Rearrange the equation to find the relationship between x and y at the intersection:

$$ x^{2}+y^{2} = 10 - 1 $$

$$ x^{2}+y^{2} = 9 $$

This equation describes a circle in the xy-plane centered at the origin. The radius (R) of this circle is the square root of 9.

$$ \text{Radius (R)} = \sqrt{9} = 3 $$

**step4 Calculate the volume using the paraboloid cap formula**

The volume of a paraboloid cap is given by a specific geometric formula. This formula relates the volume to the radius of its circular base and its height.

$$ \text{Volume (V)} = \frac{1}{2} \times \pi \times (\text{Radius})^2 \times \text{Height} $$

Substitute the values for the radius (R = 3) and the height (h = 9) into the formula:

$$ \text{Volume (V)} = \frac{1}{2} \times \pi \times (3)^2 \times 9 $$

$$ \text{Volume (V)} = \frac{1}{2} \times \pi \times 9 \times 9 $$

$$ \text{Volume (V)} = \frac{81}{2} \times \pi $$

The volume can also be expressed as $$40.5\pi$$.

Alternative answer

Answer: The volume of the solid is 81π/2 cubic units. Explain
This is a question about finding the volume of a solid between two surfaces. We can think about stacking up very thin cylindrical shells or disks to find the total volume. . The solving step is:

Hey friend! This looks like a cool problem, it's about finding the space inside a kind of bowl shape cut by a flat surface. Let's figure it out!

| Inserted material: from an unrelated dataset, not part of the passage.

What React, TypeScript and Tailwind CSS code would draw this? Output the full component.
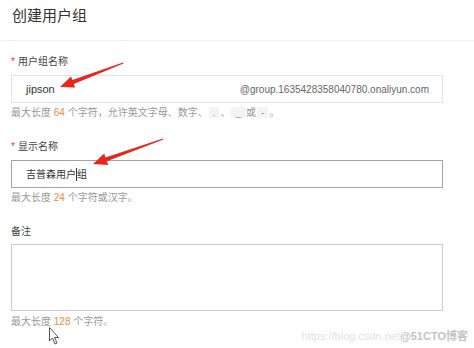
export default function App() {
  return (
    <div className="relative w-[474px] h-[348px] overflow-hidden bg-white font-['Liberation_Sans','Noto_Sans_CJK_SC',sans-serif] text-[#333]">
      <div className="h-[41px] border-b border-[#eeeeee] pl-[12px] pt-[5px]">
        <h1 className="text-[15px] leading-[22px] text-[#333]">创建用户组</h1>
      </div>

      <div className="px-[11px]">
        <div className="mt-[13px] text-[10px] leading-[16px] text-[#444]">
          <span className="text-[#e4393c] mr-[3px]">*</span>用户组名称
        </div>
        <div className="mt-[5px] w-[432px] h-[28px] border border-[#e3e3e3] flex items-center justify-between pl-[14px] pr-[13px]">
          <span className="text-[11px] text-[#333]">jipson</span>
          <span className="text-[10px] text-[#666]">@group.1635428358040780.onaliyun.com</span>
        </div>
        <div className="mt-[1px] text-[10px] leading-[18px] text-[#999]">
          最大长度 <span className="text-[#f08a3c]">64</span> 个字符，允许英文字母、数字、
          <span className="bg-[#f3f3f3] px-[4px] mx-[1px]">.</span>、
          <span className="bg-[#f3f3f3] px-[4px] mx-[1px]">_</span>或
          <span className="bg-[#f3f3f3] px-[4px] mx-[1px]">-</span>。
        </div>

        <div className="mt-[17px] text-[10px] leading-[16px] text-[#444]">
          <span className="text-[#e4393c] mr-[3px]">*</span>显示名称
        </div>
        <div className="mt-[5px] w-[432px] h-[28px] border border-[#a3a3a3] flex items-center pl-[14px] text-[10px] text-[#333]">
          吉普森用户<span className="inline-block w-[1px] h-[13px] bg-[#333]"></span>组
        </div>
        <div className="mt-[1px] text-[10px] leading-[18px] text-[#999]">
          最大长度 <span className="text-[#f08a3c]">24</span> 个字符或汉字。
        </div>

        <div className="mt-[17px] text-[10px] leading-[16px] text-[#444]">备注</div>
        <div className="mt-[4px] w-[432px] h-[67px] border border-[#cccccc]"></div>
        <div className="mt-[2px] text-[10px] leading-[18px] text-[#999]">
          最大长度 <span className="text-[#f08a3c]">128</span> 个字符。
        </div>
      </div>

      {/* annotation arrows */}
      <svg className="absolute left-0 top-0 pointer-events-none" width="474" height="348">
        <polygon
          points="123,62.5 72.4,80.1 71,76.4 60,87 75.2,87.6 73.8,83.9 123.4,63.6"
          fill="#e8261e"
        />
        <polygon
          points="163,138.5 105.5,157.4 104.2,153.6 93,164 108.2,164.9 106.9,161.2 163.4,139.6"
          fill="#e8261e"
        />
        {/* mouse pointer */}
        <path
          d="M49.5 327.5 L49.5 341 L52.5 338 L55 344 L57 343 L54.5 337.5 L58.5 337.5 Z"
          fill="#fff"
          stroke="#555"
          strokeWidth="1"
        />
      </svg>

      <div className="absolute right-[6px] bottom-[4px] text-[11px] leading-[16px]">
        <span className="text-[#e2e2e2]">https://blog.csdn.net</span>
        <span className="text-[#c4c4c4] font-bold">@51CTO博客</span>
      </div>
    </div>
  );
}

1. **Understand Our Shapes:**
* We have `z = 10 - x² - y²`. This equation describes a bowl that opens downwards. Its tippy-top point is at `z=10` (when `x` and `y` are both `0`).
* Then we have `z = 1`. This is just a flat floor or a horizontal cutting plane. Our solid is *between* this bowl and this flat floor.

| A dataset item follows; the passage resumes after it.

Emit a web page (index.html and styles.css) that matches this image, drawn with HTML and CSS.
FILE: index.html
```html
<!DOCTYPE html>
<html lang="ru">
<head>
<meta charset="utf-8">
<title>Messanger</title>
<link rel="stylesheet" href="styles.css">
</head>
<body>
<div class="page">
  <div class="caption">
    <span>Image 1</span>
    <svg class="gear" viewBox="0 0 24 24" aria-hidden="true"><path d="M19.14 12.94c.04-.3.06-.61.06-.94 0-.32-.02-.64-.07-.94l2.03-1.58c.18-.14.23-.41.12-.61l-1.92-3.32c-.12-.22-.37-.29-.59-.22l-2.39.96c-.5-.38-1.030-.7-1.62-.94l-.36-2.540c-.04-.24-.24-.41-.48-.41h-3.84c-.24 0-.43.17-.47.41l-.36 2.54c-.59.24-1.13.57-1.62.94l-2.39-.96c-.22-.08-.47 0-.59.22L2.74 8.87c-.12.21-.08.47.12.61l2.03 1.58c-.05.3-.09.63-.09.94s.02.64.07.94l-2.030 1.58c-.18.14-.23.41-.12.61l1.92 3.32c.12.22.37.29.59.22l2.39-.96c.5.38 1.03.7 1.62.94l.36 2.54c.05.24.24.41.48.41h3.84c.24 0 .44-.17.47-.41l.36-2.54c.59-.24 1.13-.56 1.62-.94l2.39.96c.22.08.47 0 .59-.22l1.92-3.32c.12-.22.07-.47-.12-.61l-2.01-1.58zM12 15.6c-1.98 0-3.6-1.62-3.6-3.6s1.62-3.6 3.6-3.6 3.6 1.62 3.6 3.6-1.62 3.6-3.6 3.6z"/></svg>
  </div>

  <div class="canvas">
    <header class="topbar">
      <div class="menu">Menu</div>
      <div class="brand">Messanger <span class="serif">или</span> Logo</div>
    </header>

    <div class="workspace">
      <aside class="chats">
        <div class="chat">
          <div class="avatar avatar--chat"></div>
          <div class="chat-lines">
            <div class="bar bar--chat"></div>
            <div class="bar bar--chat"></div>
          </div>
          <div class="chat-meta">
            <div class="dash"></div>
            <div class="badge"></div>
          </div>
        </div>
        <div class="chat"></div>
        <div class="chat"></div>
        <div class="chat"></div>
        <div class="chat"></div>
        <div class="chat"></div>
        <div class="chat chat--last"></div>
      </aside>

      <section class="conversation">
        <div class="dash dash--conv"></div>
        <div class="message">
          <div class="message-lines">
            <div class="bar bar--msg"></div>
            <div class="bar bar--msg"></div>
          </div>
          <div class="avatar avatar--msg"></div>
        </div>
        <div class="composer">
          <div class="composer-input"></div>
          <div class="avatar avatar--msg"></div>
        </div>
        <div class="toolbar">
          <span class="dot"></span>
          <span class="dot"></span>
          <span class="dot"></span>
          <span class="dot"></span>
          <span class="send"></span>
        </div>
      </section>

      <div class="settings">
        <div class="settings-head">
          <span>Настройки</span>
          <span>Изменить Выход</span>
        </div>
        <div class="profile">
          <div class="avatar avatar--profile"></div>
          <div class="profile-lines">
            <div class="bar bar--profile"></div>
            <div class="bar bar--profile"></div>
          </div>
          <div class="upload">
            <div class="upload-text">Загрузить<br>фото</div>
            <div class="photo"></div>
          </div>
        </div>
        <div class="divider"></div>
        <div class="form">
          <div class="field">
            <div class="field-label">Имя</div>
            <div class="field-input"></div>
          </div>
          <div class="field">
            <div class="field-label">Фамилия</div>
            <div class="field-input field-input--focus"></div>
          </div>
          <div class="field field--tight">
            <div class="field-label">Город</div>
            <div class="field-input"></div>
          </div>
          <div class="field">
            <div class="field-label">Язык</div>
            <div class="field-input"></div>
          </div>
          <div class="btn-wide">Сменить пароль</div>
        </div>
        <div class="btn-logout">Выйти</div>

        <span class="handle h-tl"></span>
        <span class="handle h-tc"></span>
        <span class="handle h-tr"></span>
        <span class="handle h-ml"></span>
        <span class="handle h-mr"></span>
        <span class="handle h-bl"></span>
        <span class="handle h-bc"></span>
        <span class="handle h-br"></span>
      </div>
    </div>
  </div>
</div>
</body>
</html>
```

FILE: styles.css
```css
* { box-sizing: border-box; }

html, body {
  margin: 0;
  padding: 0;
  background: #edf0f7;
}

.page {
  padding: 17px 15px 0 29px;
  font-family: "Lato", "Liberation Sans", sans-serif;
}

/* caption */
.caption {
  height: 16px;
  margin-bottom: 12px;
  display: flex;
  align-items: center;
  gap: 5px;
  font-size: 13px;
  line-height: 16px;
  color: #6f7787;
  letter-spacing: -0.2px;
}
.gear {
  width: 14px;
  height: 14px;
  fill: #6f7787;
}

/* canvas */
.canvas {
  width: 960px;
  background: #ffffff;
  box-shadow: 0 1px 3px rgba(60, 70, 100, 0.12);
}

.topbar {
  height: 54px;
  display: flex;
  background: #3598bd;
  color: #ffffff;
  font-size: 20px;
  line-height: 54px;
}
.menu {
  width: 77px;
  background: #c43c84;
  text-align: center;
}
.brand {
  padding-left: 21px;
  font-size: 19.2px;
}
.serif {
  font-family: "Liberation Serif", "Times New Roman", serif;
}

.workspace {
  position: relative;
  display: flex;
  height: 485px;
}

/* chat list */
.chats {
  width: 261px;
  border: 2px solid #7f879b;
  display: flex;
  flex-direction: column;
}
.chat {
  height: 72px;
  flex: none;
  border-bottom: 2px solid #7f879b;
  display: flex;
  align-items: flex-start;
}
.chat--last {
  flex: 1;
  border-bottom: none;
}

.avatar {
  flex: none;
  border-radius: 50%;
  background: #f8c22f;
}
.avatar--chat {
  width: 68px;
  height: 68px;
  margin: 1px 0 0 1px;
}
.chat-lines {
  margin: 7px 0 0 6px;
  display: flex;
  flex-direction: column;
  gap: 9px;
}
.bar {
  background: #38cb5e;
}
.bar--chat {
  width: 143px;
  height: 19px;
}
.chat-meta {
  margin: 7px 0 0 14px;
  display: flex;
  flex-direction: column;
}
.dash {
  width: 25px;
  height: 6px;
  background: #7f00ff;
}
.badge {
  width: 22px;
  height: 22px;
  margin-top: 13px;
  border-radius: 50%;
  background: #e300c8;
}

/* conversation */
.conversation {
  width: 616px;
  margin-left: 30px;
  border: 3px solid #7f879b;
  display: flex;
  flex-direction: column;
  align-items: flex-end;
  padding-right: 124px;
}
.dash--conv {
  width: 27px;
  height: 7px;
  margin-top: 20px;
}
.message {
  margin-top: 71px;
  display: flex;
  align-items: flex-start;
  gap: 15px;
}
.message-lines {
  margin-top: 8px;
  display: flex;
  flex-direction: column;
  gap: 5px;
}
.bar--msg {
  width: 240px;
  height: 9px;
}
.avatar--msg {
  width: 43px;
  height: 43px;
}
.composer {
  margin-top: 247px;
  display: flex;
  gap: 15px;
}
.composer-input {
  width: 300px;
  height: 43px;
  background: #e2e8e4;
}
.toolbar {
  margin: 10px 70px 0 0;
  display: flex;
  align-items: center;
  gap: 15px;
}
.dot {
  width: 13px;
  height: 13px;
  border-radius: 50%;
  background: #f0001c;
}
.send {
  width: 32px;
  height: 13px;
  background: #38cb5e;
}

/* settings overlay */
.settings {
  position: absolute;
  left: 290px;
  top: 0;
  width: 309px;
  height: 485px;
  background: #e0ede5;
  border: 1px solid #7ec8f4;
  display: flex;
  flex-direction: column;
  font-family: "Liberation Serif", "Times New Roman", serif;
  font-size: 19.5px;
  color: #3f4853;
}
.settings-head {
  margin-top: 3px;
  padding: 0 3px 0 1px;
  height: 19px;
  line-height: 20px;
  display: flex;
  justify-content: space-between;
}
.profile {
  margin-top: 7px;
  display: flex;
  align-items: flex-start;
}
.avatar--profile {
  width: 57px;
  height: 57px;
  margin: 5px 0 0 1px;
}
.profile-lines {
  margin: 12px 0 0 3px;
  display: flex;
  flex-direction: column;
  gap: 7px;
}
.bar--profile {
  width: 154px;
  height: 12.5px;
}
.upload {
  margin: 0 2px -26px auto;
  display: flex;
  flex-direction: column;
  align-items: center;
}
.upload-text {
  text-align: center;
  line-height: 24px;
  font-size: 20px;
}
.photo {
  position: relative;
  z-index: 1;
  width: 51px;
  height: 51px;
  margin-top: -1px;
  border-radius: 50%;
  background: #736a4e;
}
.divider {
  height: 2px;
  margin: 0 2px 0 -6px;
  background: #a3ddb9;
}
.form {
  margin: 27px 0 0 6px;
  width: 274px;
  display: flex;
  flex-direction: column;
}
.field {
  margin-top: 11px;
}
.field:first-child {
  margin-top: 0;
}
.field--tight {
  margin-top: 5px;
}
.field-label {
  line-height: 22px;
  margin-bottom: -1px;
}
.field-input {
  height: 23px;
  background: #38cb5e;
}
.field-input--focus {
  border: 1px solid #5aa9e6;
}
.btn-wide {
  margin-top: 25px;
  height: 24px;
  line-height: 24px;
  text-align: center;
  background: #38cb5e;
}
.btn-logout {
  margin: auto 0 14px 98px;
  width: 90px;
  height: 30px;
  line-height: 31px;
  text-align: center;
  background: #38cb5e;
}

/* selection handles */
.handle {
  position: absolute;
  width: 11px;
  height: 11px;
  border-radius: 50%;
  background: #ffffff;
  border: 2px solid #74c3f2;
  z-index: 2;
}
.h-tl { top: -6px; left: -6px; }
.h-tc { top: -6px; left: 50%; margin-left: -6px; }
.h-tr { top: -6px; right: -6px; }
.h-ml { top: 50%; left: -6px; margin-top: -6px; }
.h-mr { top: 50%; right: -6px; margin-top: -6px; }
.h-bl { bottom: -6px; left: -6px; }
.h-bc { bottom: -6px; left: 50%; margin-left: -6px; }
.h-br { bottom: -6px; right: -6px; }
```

2. **Find Where They Meet:**
To know the "base" of our solid, we need to find where the bowl `z = 10 - x² - y²` meets the floor `z = 1`.
So, we set them equal: `10 - x² - y² = 1`.
Let's rearrange that: `x² + y² = 10 - 1`.
`x² + y² = 9`.
Aha! This is a circle! It means the "edge" of our solid (where the bowl touches the floor) is a circle with a radius of `3` (because `3 * 3 = 9`). This circle is on the `z=1` plane.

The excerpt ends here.